Holding — Morgan, S.J.
- The U.S. Court of Appeals for the Eleventh Circuit held that the case must be dismissed due to a lack of jurisdiction because the corporation was an absent indispensable party that should have been named as a defendant.
Rule
- A corporation is an indispensable party in a shareholder's derivative action, and its absence can deprive the court of jurisdiction.
Reasoning
- The U.S. Court of Appeals for the Eleventh Circuit reasoned that a corporation is an indispensable party in a derivative action brought by one of its shareholders.
- Since BRLD was a Florida corporation, it needed to be included in the lawsuit as a plaintiff or defendant to maintain diversity jurisdiction.
- The court found that Liddy, as the majority shareholder and president, could not assert that BRLD was antagonistic to his claims and should have aligned it as a plaintiff.
- The appellate court also noted that the failure to include BRLD led to a significant waste of judicial resources, emphasizing that the corporation's interests were paramount in such cases.
- The court stated that Liddy could not claim that BRLD had ceased to exist without evidence to support this assertion, as BRLD had filed annual returns and initiated its own lawsuit in state court.
- Thus, the court concluded that the lower court lacked jurisdiction and instructed that the case be dismissed.

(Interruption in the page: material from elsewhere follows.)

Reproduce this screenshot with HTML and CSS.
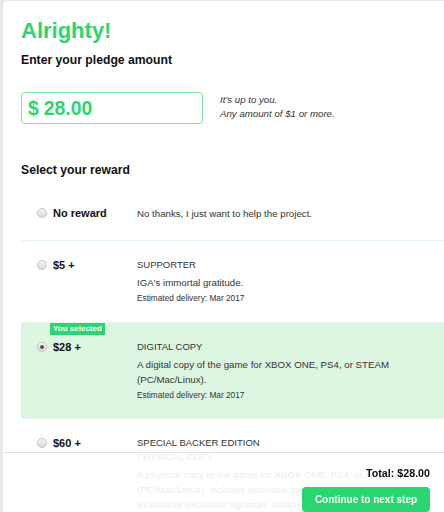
FILE: index.html
```html
<!DOCTYPE html>
<html>
<head>
    <meta charset="utf-8">
    <link rel="stylesheet" href="styles.css">
</head>
<body>
    <div class="panel">
        <h1 class="title">Alrighty!</h1>
        <h2 class="section-title">Enter your pledge amount</h2>

        <div class="pledge-row">
            <div class="amount-box">
                <span class="currency">$</span>
                <span class="amount">28.00</span>
            </div>
            <p class="hint">It's up to you.<br>Any amount of $1 or more.</p>
        </div>

        <h2 class="section-title reward-heading">Select your reward</h2>

        <ul class="rewards">
            <li class="reward reward-none">
                <div class="reward-pick">
                    <span class="radio"></span>
                    <span class="reward-amount">No reward</span>
                </div>
                <div class="reward-info">
                    <p class="reward-desc">No thanks, I just want to help the project.</p>
                </div>
            </li>

            <li class="reward">
                <div class="reward-pick">
                    <span class="radio"></span>
                    <span class="reward-amount">$5 +</span>
                </div>
                <div class="reward-info">
                    <p class="reward-name">SUPPORTER</p>
                    <p class="reward-desc">IGA's immortal gratitude.</p>
                    <p class="reward-delivery">Estimated delivery: Mar 2017</p>
                </div>
            </li>

            <li class="reward selected">
                <span class="selected-badge">You selected</span>
                <div class="reward-pick">
                    <span class="radio checked"></span>
                    <span class="reward-amount">$28 +</span>
                </div>
                <div class="reward-info">
                    <p class="reward-name">DIGITAL COPY</p>
                    <p class="reward-desc">A digital copy of the game for XBOX ONE, PS4, or STEAM (PC/Mac/Linux).</p>
                    <p class="reward-delivery">Estimated delivery: Mar 2017</p>
                </div>
            </li>

            <li class="reward">
                <div class="reward-pick">
                    <span class="radio"></span>
                    <span class="reward-amount">$60 +</span>
                </div>
                <div class="reward-info">
                    <p class="reward-name">SPECIAL BACKER EDITION<br>PHYSICAL COPY</p>
                    <p class="reward-desc">A physical copy of the game for XBOX ONE, PS4, or STEAM (PC/Mac/Linux). Includes exclusive backer box art and a special Kickstarter-exclusive signature edition cover.</p>
                    <p class="reward-delivery">Estimated delivery: Mar 2017</p>
                </div>
            </li>
        </ul>
    </div>

    <div class="footer">
        <div class="total">Total: $28.00</div>
        <button class="continue-button">Continue to next step</button>
    </div>
</body>
</html>
```

FILE: styles.css
```css
body {
    margin: 0;
    background: #e8e8ec;
    font-family: 'Liberation Sans', Arial, sans-serif;
    color: #222;
    overflow: hidden;
}

.panel {
    margin: 1px 0 0 3px;
    padding: 17px 0 120px 18px;
    background: #fff;
    border-radius: 4px 0 0 0;
}

.title {
    margin: 0;
    font-size: 22px;
    line-height: 26px;
    font-weight: bold;
    color: #2bd672;
}

.section-title {
    margin: 8px 0 0 0;
    font-size: 12.2px;
    line-height: 16px;
    font-weight: bold;
    color: #111;
}

.pledge-row {
    display: flex;
    align-items: flex-start;
    gap: 17px;
    margin-top: 24px;
}

.amount-box {
    box-sizing: border-box;
    width: 182px;
    height: 32px;
    padding: 0 6px;
    border: 1px solid #78e6a0;
    border-radius: 4px;
    display: flex;
    align-items: center;
    gap: 5px;
    font-size: 19.4px;
    font-weight: bold;
    color: #2bd672;
}

.hint {
    margin: 1px 0 0 0;
    font-size: 9.7px;
    line-height: 13.5px;
    font-style: italic;
    color: #333;
}

.reward-heading {
    margin-top: 38px;
}

.rewards {
    list-style: none;
    margin: 11px 0 0 0;
    padding: 0;
}

.reward {
    position: relative;
    display: flex;
    align-items: flex-start;
    padding: 17px 0 17px 16px;
    border-bottom: 1px solid #e4f7e8;
}

.reward-none {
    padding-bottom: 19px;
}

.reward.selected {
    background: #ddf6e1;
    padding-bottom: 16px;
}

.reward-pick {
    width: 100px;
    display: flex;
    align-items: flex-start;
    gap: 6px;
}

.radio {
    box-sizing: border-box;
    width: 10px;
    height: 10px;
    margin-top: 2px;
    border-radius: 50%;
    border: 1px solid #c6c6c6;
    background: linear-gradient(#f6f6f6, #d9d9d9);
    display: flex;
    align-items: center;
    justify-content: center;
}

.radio.checked::after {
    content: "";
    width: 4px;
    height: 4px;
    border-radius: 50%;
    background: #555;
}

.reward-amount {
    font-size: 11px;
    line-height: 14px;
    font-weight: bold;
    color: #111;
}

.reward-info {
    width: 290px;
    color: #333;
}

.reward-info p {
    margin: 0;
}

.reward-name {
    font-size: 9.5px;
    line-height: 14px;
    color: #333;
}

.reward-desc {
    font-size: 9.7px;
    line-height: 15px;
}

.reward-name + .reward-desc {
    margin-top: 3px !important;
}

.reward-delivery {
    margin-top: 1px !important;
    font-size: 8.3px;
    line-height: 14px;
}

.selected-badge {
    position: absolute;
    top: 0;
    left: 29px;
    width: 55px;
    height: 12px;
    background: #2bd672;
    color: #fff;
    font-size: 8px;
    line-height: 12px;
    font-weight: bold;
    text-align: center;
}

.footer {
    position: fixed;
    left: 4px;
    right: 0;
    bottom: 0;
    height: 60px;
    box-sizing: border-box;
    padding: 13px 14px 0 0;
    background: rgba(255, 255, 255, 0.9);
    border-top: 1px solid #e2e2e2;
    display: flex;
    flex-direction: column;
    align-items: flex-end;
    gap: 7px;
}

.total {
    font-size: 10.7px;
    line-height: 14px;
    font-weight: bold;
    color: #111;
}

.continue-button {
    width: 128px;
    height: 25px;
    border: none;
    border-radius: 4px;
    background: #2bd672;
    color: #fff;
    font-family: 'Liberation Sans', Arial, sans-serif;
    font-size: 10px;
    font-weight: bold;
    cursor: pointer;
}
```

Deep Dive: How the Court Reached Its Decision
Indispensable Party Doctrine
The court reasoned that in a shareholder's derivative action, the corporation itself is considered an indispensable party. This principle is grounded in the understanding that the corporation is the real party in interest; thus, it must be involved in the litigation to ensure that its interests are adequately represented. The absence of Boca Raton Land Development Incorporated (BRLD) from the lawsuit meant that the court lacked jurisdiction, as a derivative action is inherently linked to the corporation whose assets are being claimed. The court underscored that this requirement stems from the need for all parties with a stake in the outcome to be present, ensuring a full and fair resolution of the issues at hand. Without the corporation as a party, any judgment rendered could not effectively resolve the disputes concerning its assets and would potentially leave the corporation's interests unprotected.
Diversity Jurisdiction
The court further explained that the presence of BRLD was critical for maintaining diversity jurisdiction, given that Liddy was a citizen of New Jersey and Urbanek was a citizen of Florida. Since BRLD was incorporated in Florida, if it were named as a plaintiff in the action, the diversity would be destroyed because both the corporation and Urbanek would then be citizens of Florida. The court held that this situation necessitated the inclusion of BRLD as a party to the case to preserve the jurisdictional requirements. Urbanek’s argument that the absence of BRLD undermined the court's jurisdiction was deemed valid, as the corporation's involvement was essential not only for jurisdictional purposes but also for the proper adjudication of the derivative claims being made by Liddy. The court concluded that without BRLD, the case could not legally proceed within the federal system due to the lack of complete diversity.
Realignment of Parties
Additionally, the court analyzed the issue of how to properly align the parties in a derivative action. It noted that while the plaintiff, Liddy, asserted that he was the majority shareholder and president, the court found no evidence that BRLD was antagonistic to his claims. The court explained that if the corporation's management was aligned against the shareholder, it would typically remain as a defendant in the case. However, since Liddy owned a majority of the corporation's stock and served as its president, there was no basis to argue that BRLD was actively opposed to him. This understanding led the court to conclude that BRLD should have initially been named as a defendant and then realigned as a plaintiff, as it was the entity with the real interest in the outcome of the claims presented by Liddy. Without this proper alignment, the court reaffirmed that the case could not proceed effectively.
Judicial Efficiency
The court expressed concern regarding the significant waste of judicial resources that occurred due to the failure to include BRLD in the original lawsuit. The extensive discovery and subsequent summary judgment were seen as misdirected efforts that would not yield effective legal resolutions because the necessary party was absent. The court emphasized the importance of ensuring that all relevant parties are present in litigation to avoid unnecessary delays and complications. It highlighted that Liddy's failure to name BRLD in the suit not only affected jurisdiction but also compromised the efficiency of the legal process. The court's decision to vacate the lower court's judgment and remand the case with instructions to dismiss aimed to correct this oversight and realign the litigation in a manner that recognized the vital interests of the corporation.
Conclusion on Jurisdiction
Ultimately, the court concluded that the absence of BRLD as a party deprived the district court of jurisdiction, necessitating the dismissal of the case. The ruling underscored the fundamental principle that all indispensable parties must be joined in a lawsuit to ensure that the court has the authority to adjudicate the matter. The court's decision reaffirmed the importance of following procedural rules regarding party alignment in derivative actions, particularly the need to include the corporation at issue to protect its interests. By vacating the lower court's judgment and remanding the case for dismissal, the appellate court sought to uphold the integrity of the judicial process and ensure that future litigants adhere to the established legal standards. This ruling illustrated the court's commitment to maintaining proper jurisdictional parameters and protecting the rights of all parties involved in corporate governance disputes.